Given problem: Emit the data below verbatim, stripping out any pictures.
BEGIN Available data
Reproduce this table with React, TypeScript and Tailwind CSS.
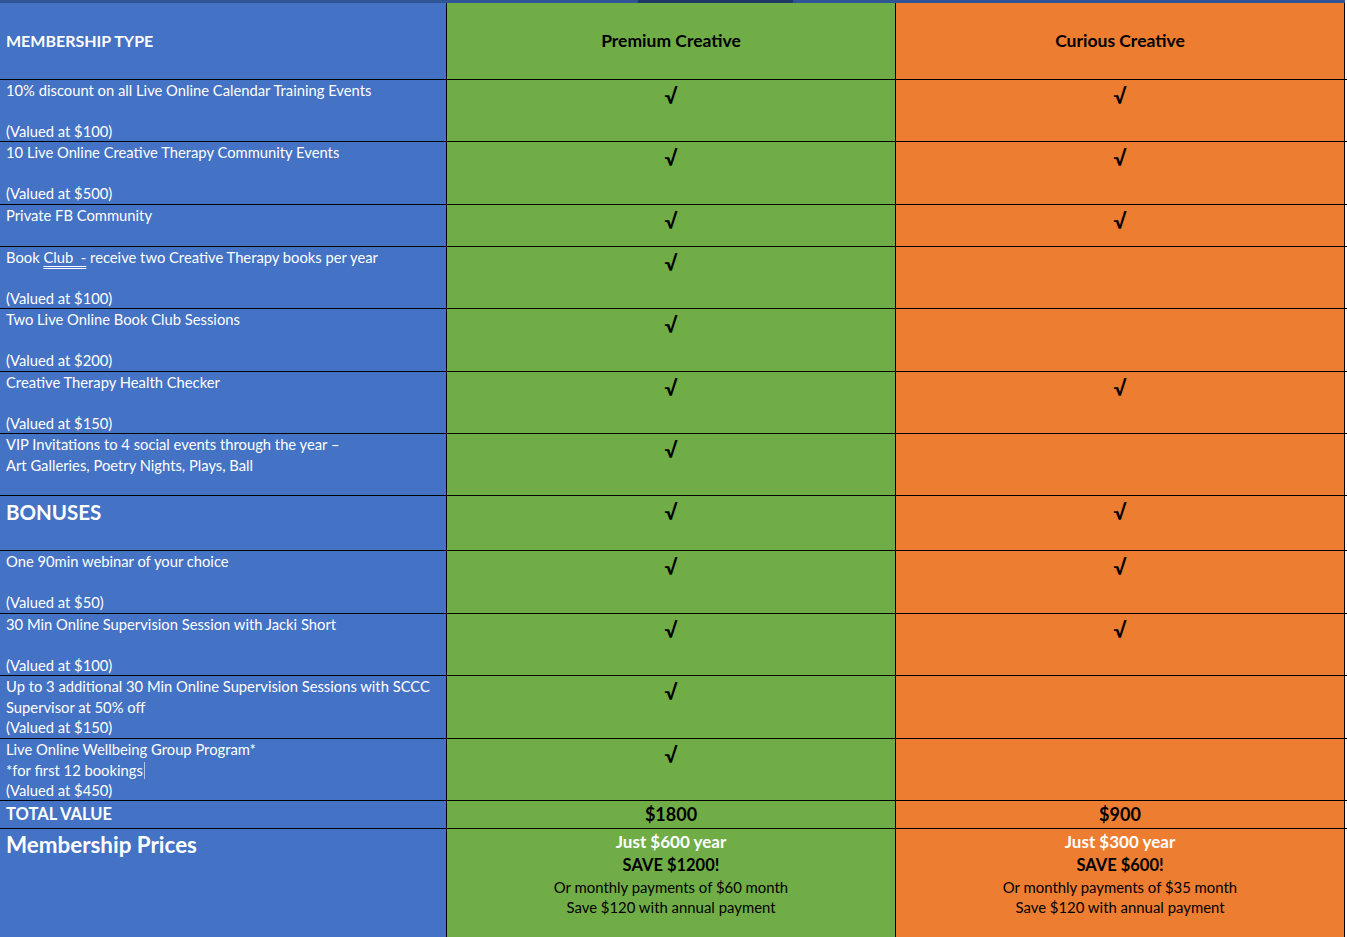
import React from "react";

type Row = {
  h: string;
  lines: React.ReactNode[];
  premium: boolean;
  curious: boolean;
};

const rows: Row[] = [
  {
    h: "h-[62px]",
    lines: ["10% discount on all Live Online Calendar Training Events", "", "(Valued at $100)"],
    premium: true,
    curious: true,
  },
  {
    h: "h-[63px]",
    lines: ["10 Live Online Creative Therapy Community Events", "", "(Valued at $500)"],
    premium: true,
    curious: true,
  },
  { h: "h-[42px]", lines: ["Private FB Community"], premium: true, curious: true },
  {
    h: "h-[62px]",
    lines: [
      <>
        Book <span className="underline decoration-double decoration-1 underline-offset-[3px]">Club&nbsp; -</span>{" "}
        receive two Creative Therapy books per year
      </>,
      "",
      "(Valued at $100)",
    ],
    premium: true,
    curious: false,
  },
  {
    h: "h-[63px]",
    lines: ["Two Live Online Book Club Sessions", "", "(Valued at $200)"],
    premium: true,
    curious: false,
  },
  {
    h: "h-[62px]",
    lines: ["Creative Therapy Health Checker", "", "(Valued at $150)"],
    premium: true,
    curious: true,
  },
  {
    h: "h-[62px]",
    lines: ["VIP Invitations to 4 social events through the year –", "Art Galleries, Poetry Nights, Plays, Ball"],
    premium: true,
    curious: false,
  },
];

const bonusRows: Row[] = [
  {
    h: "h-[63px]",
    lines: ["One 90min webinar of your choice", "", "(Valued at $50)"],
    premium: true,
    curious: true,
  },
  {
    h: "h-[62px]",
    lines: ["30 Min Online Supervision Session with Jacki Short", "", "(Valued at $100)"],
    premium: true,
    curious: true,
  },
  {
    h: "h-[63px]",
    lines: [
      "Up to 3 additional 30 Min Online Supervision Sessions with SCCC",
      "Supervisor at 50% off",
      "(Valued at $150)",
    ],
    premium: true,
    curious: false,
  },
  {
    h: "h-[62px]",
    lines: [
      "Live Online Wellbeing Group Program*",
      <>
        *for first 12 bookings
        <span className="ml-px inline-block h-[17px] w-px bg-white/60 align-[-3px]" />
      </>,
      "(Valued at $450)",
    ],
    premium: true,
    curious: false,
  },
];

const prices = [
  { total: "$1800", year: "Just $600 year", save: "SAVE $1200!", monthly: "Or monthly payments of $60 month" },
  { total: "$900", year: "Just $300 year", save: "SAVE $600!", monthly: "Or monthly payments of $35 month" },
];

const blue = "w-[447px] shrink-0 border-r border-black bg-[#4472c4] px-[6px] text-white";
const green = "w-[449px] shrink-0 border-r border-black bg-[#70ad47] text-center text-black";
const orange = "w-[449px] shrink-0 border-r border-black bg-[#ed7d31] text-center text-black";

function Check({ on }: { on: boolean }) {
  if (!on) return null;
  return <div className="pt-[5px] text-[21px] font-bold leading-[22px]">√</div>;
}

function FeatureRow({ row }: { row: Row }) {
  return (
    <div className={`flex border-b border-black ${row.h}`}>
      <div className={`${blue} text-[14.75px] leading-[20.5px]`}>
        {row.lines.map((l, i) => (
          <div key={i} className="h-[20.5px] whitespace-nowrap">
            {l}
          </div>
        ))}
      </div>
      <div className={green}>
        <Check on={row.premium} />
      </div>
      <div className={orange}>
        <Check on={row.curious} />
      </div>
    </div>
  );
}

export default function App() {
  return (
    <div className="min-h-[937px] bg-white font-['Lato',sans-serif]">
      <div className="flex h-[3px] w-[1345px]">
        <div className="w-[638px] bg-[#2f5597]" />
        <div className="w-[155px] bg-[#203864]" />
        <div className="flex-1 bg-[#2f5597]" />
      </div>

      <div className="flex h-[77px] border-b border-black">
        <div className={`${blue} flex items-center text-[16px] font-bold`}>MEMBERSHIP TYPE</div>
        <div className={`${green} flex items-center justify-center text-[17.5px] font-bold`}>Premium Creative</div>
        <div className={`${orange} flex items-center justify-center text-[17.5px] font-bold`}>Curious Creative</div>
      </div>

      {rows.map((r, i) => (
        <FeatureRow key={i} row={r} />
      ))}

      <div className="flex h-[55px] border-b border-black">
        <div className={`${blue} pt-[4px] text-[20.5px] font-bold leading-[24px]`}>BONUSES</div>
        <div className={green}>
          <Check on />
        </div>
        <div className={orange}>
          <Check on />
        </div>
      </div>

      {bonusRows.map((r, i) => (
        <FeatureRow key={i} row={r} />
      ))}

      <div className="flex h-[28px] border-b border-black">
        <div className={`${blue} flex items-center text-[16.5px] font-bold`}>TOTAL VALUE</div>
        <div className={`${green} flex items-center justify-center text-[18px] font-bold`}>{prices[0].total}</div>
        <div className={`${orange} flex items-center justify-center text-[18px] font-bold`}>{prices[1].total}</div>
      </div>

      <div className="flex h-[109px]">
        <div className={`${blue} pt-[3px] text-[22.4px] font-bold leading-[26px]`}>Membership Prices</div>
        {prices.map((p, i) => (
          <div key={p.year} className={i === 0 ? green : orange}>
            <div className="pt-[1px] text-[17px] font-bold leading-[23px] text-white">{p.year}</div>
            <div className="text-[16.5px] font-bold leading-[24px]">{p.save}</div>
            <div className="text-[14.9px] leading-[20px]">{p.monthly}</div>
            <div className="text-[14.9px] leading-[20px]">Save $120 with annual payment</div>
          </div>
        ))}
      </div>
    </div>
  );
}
END Available data
Answer to this problem:
Reproduce this table with React, TypeScript and Tailwind CSS.
import React from "react";

type Row = {
  h: string;
  lines: React.ReactNode[];
  premium: boolean;
  curious: boolean;
};

const rows: Row[] = [
  {
    h: "h-[62px]",
    lines: ["10% discount on all Live Online Calendar Training Events", "", "(Valued at $100)"],
    premium: true,
    curious: true,
  },
  {
    h: "h-[63px]",
    lines: ["10 Live Online Creative Therapy Community Events", "", "(Valued at $500)"],
    premium: true,
    curious: true,
  },
  { h: "h-[42px]", lines: ["Private FB Community"], premium: true, curious: true },
  {
    h: "h-[62px]",
    lines: [
      <>
        Book <span className="underline decoration-double decoration-1 underline-offset-[3px]">Club&nbsp; -</span>{" "}
        receive two Creative Therapy books per year
      </>,
      "",
      "(Valued at $100)",
    ],
    premium: true,
    curious: false,
  },
  {
    h: "h-[63px]",
    lines: ["Two Live Online Book Club Sessions", "", "(Valued at $200)"],
    premium: true,
    curious: false,
  },
  {
    h: "h-[62px]",
    lines: ["Creative Therapy Health Checker", "", "(Valued at $150)"],
    premium: true,
    curious: true,
  },
  {
    h: "h-[62px]",
    lines: ["VIP Invitations to 4 social events through the year –", "Art Galleries, Poetry Nights, Plays, Ball"],
    premium: true,
    curious: false,
  },
];

const bonusRows: Row[] = [
  {
    h: "h-[63px]",
    lines: ["One 90min webinar of your choice", "", "(Valued at $50)"],
    premium: true,
    curious: true,
  },
  {
    h: "h-[62px]",
    lines: ["30 Min Online Supervision Session with Jacki Short", "", "(Valued at $100)"],
    premium: true,
    curious: true,
  },
  {
    h: "h-[63px]",
    lines: [
      "Up to 3 additional 30 Min Online Supervision Sessions with SCCC",
      "Supervisor at 50% off",
      "(Valued at $150)",
    ],
    premium: true,
    curious: false,
  },
  {
    h: "h-[62px]",
    lines: [
      "Live Online Wellbeing Group Program*",
      <>
        *for first 12 bookings
        <span className="ml-px inline-block h-[17px] w-px bg-white/60 align-[-3px]" />
      </>,
      "(Valued at $450)",
    ],
    premium: true,
    curious: false,
  },
];

const prices = [
  { total: "$1800", year: "Just $600 year", save: "SAVE $1200!", monthly: "Or monthly payments of $60 month" },
  { total: "$900", year: "Just $300 year", save: "SAVE $600!", monthly: "Or monthly payments of $35 month" },
];

const blue = "w-[447px] shrink-0 border-r border-black bg-[#4472c4] px-[6px] text-white";
const green = "w-[449px] shrink-0 border-r border-black bg-[#70ad47] text-center text-black";
const orange = "w-[449px] shrink-0 border-r border-black bg-[#ed7d31] text-center text-black";

function Check({ on }: { on: boolean }) {
  if (!on) return null;
  return <div className="pt-[5px] text-[21px] font-bold leading-[22px]">√</div>;
}

function FeatureRow({ row }: { row: Row }) {
  return (
    <div className={`flex border-b border-black ${row.h}`}>
      <div className={`${blue} text-[14.75px] leading-[20.5px]`}>
        {row.lines.map((l, i) => (
          <div key={i} className="h-[20.5px] whitespace-nowrap">
            {l}
          </div>
        ))}
      </div>
      <div className={green}>
        <Check on={row.premium} />
      </div>
      <div className={orange}>
        <Check on={row.curious} />
      </div>
    </div>
  );
}

export default function App() {
  return (
    <div className="min-h-[937px] bg-white font-['Lato',sans-serif]">
      <div className="flex h-[3px] w-[1345px]">
        <div className="w-[638px] bg-[#2f5597]" />
        <div className="w-[155px] bg-[#203864]" />
        <div className="flex-1 bg-[#2f5597]" />
      </div>

      <div className="flex h-[77px] border-b border-black">
        <div className={`${blue} flex items-center text-[16px] font-bold`}>MEMBERSHIP TYPE</div>
        <div className={`${green} flex items-center justify-center text-[17.5px] font-bold`}>Premium Creative</div>
        <div className={`${orange} flex items-center justify-center text-[17.5px] font-bold`}>Curious Creative</div>
      </div>

      {rows.map((r, i) => (
        <FeatureRow key={i} row={r} />
      ))}

      <div className="flex h-[55px] border-b border-black">
        <div className={`${blue} pt-[4px] text-[20.5px] font-bold leading-[24px]`}>BONUSES</div>
        <div className={green}>
          <Check on />
        </div>
        <div className={orange}>
          <Check on />
        </div>
      </div>

      {bonusRows.map((r, i) => (
        <FeatureRow key={i} row={r} />
      ))}

      <div className="flex h-[28px] border-b border-black">
        <div className={`${blue} flex items-center text-[16.5px] font-bold`}>TOTAL VALUE</div>
        <div className={`${green} flex items-center justify-center text-[18px] font-bold`}>{prices[0].total}</div>
        <div className={`${orange} flex items-center justify-center text-[18px] font-bold`}>{prices[1].total}</div>
      </div>

      <div className="flex h-[109px]">
        <div className={`${blue} pt-[3px] text-[22.4px] font-bold leading-[26px]`}>Membership Prices</div>
        {prices.map((p, i) => (
          <div key={p.year} className={i === 0 ? green : orange}>
            <div className="pt-[1px] text-[17px] font-bold leading-[23px] text-white">{p.year}</div>
            <div className="text-[16.5px] font-bold leading-[24px]">{p.save}</div>
            <div className="text-[14.9px] leading-[20px]">{p.monthly}</div>
            <div className="text-[14.9px] leading-[20px]">Save $120 with annual payment</div>
          </div>
        ))}
      </div>
    </div>
  );
}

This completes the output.